— START OF Information provided —

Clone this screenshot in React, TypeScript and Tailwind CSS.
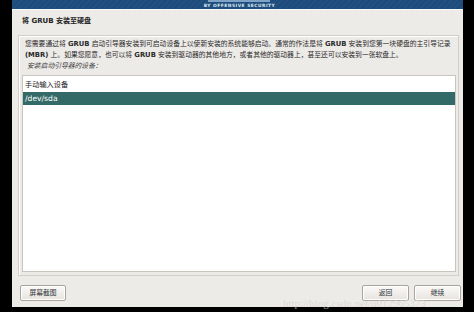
import React from 'react';

const fontStack = { fontFamily: '"DejaVu Sans", "Noto Sans CJK SC", sans-serif' };

function GtkButton({ label, className }: { label: string; className: string }) {
  return (
    <button
      className={`flex h-[16px] items-center justify-center rounded-[2px] border border-[#a9a49c] bg-gradient-to-b from-[#fbfaf9] to-[#e6e3df] text-[6.8px] text-[#2e3436] shadow-[inset_0_0_0_1px_#ffffff] ${className}`}
    >
      {label}
    </button>
  );
}

export default function App() {
  return (
    <div className="relative flex h-[312px] w-[474px] overflow-hidden bg-black pb-[5px] pl-[12px] pr-[11px]" style={fontStack}>
      <div className="flex flex-1 flex-col bg-[#edebe8]">
        {/* banner */}
        <div className="relative flex h-[9px] items-end justify-center bg-[repeating-linear-gradient(135deg,#1d4b7b_0px,#1d4b7b_2px,#22517f_2px,#22517f_4px)]">
          <div className="absolute left-[196px] top-0 h-[2px] w-[62px] bg-[#7fa3c6]" />
          <span className="mb-[1px] ml-[4px] text-[4.4px] font-bold leading-none tracking-[0.5px] text-[#dbe6f0]">
            BY OFFENSIVE SECURITY
          </span>
        </div>
        <div className="h-[1px] bg-[#f6f8fa]" />

        {/* title */}
        <div className="px-[10px] pt-[7px] text-[7px] font-bold leading-[9px] text-[#1e1e1e]">
          将 GRUB 安装至硬盘
        </div>

        {/* main frame */}
        <div className="ml-[6px] mr-[4px] mt-[9px] flex h-[241px] flex-col border border-[#d3cec7] shadow-[inset_1px_1px_0_#ffffff]">
          <p className="px-[6px] pt-[3px] text-[6.8px] leading-[10.5px] text-[#2a2a2a]">
            您需要通过将 <b>GRUB</b> 启动引导器安装到可启动设备上以使新安装的系统能够启动。通常的作法是将 <b>GRUB</b> 安装到您第一块硬盘的主引导记录 <b>(MBR)</b> 上。如果您愿意，也可以将 <b>GRUB</b> 安装到驱动器的其他地方，或者其他的驱动器上，甚至还可以安装到一张软盘上。
          </p>
          <div className="px-[8px] pt-[1px] text-[6.8px] italic leading-[10px] text-[#3a3a3a]">
            安装启动引导器的设备：
          </div>

          <div className="mb-[3px] ml-[3px] mr-[2px] mt-[4px] flex flex-1 flex-col border border-[#c9c4bd] bg-white pt-[3px]">
            <div className="flex h-[13px] items-center px-[2px] text-[7.2px] text-[#222222]">手动输入设备</div>
            <div className="flex h-[13px] items-center bg-[#336a67] px-[2px] text-[7.6px] text-white">/dev/sda</div>
          </div>
        </div>

        {/* buttons */}
        <div className="mt-[9px] flex items-center pl-[8px] pr-[2px]">
          <GtkButton label="屏幕截图" className="w-[46px]" />
          <div className="flex-1" />
          <GtkButton label="返回" className="w-[47px]" />
          <GtkButton label="继续" className="ml-[5px] w-[47px]" />
        </div>
      </div>

      <div
        className="absolute left-[283px] top-[298px] whitespace-nowrap text-[11px] leading-none text-[#d4d2cf] opacity-70"
        style={{ fontFamily: '"Liberation Serif", serif' }}
      >
        http://blog.csdn.net/u012965373
      </div>
    </div>
  );
}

— END OF Information provided —

* [Given problem]: Every line is to be duplicated exactly, though pictures stay out.

* [Written answer]:
Clone this screenshot in React, TypeScript and Tailwind CSS.
import React from 'react';

const fontStack = { fontFamily: '"DejaVu Sans", "Noto Sans CJK SC", sans-serif' };

function GtkButton({ label, className }: { label: string; className: string }) {
  return (
    <button
      className={`flex h-[16px] items-center justify-center rounded-[2px] border border-[#a9a49c] bg-gradient-to-b from-[#fbfaf9] to-[#e6e3df] text-[6.8px] text-[#2e3436] shadow-[inset_0_0_0_1px_#ffffff] ${className}`}
    >
      {label}
    </button>
  );
}

export default function App() {
  return (
    <div className="relative flex h-[312px] w-[474px] overflow-hidden bg-black pb-[5px] pl-[12px] pr-[11px]" style={fontStack}>
      <div className="flex flex-1 flex-col bg-[#edebe8]">
        {/* banner */}
        <div className="relative flex h-[9px] items-end justify-center bg-[repeating-linear-gradient(135deg,#1d4b7b_0px,#1d4b7b_2px,#22517f_2px,#22517f_4px)]">
          <div className="absolute left-[196px] top-0 h-[2px] w-[62px] bg-[#7fa3c6]" />
          <span className="mb-[1px] ml-[4px] text-[4.4px] font-bold leading-none tracking-[0.5px] text-[#dbe6f0]">
            BY OFFENSIVE SECURITY
          </span>
        </div>
        <div className="h-[1px] bg-[#f6f8fa]" />

        {/* title */}
        <div className="px-[10px] pt-[7px] text-[7px] font-bold leading-[9px] text-[#1e1e1e]">
          将 GRUB 安装至硬盘
        </div>

        {/* main frame */}
        <div className="ml-[6px] mr-[4px] mt-[9px] flex h-[241px] flex-col border border-[#d3cec7] shadow-[inset_1px_1px_0_#ffffff]">
          <p className="px-[6px] pt-[3px] text-[6.8px] leading-[10.5px] text-[#2a2a2a]">
            您需要通过将 <b>GRUB</b> 启动引导器安装到可启动设备上以使新安装的系统能够启动。通常的作法是将 <b>GRUB</b> 安装到您第一块硬盘的主引导记录 <b>(MBR)</b> 上。如果您愿意，也可以将 <b>GRUB</b> 安装到驱动器的其他地方，或者其他的驱动器上，甚至还可以安装到一张软盘上。
          </p>
          <div className="px-[8px] pt-[1px] text-[6.8px] italic leading-[10px] text-[#3a3a3a]">
            安装启动引导器的设备：
          </div>

          <div className="mb-[3px] ml-[3px] mr-[2px] mt-[4px] flex flex-1 flex-col border border-[#c9c4bd] bg-white pt-[3px]">
            <div className="flex h-[13px] items-center px-[2px] text-[7.2px] text-[#222222]">手动输入设备</div>
            <div className="flex h-[13px] items-center bg-[#336a67] px-[2px] text-[7.6px] text-white">/dev/sda</div>
          </div>
        </div>

        {/* buttons */}
        <div className="mt-[9px] flex items-center pl-[8px] pr-[2px]">
          <GtkButton label="屏幕截图" className="w-[46px]" />
          <div className="flex-1" />
          <GtkButton label="返回" className="w-[47px]" />
          <GtkButton label="继续" className="ml-[5px] w-[47px]" />
        </div>
      </div>

      <div
        className="absolute left-[283px] top-[298px] whitespace-nowrap text-[11px] leading-none text-[#d4d2cf] opacity-70"
        style={{ fontFamily: '"Liberation Serif", serif' }}
      >
        http://blog.csdn.net/u012965373
      </div>
    </div>
  );
}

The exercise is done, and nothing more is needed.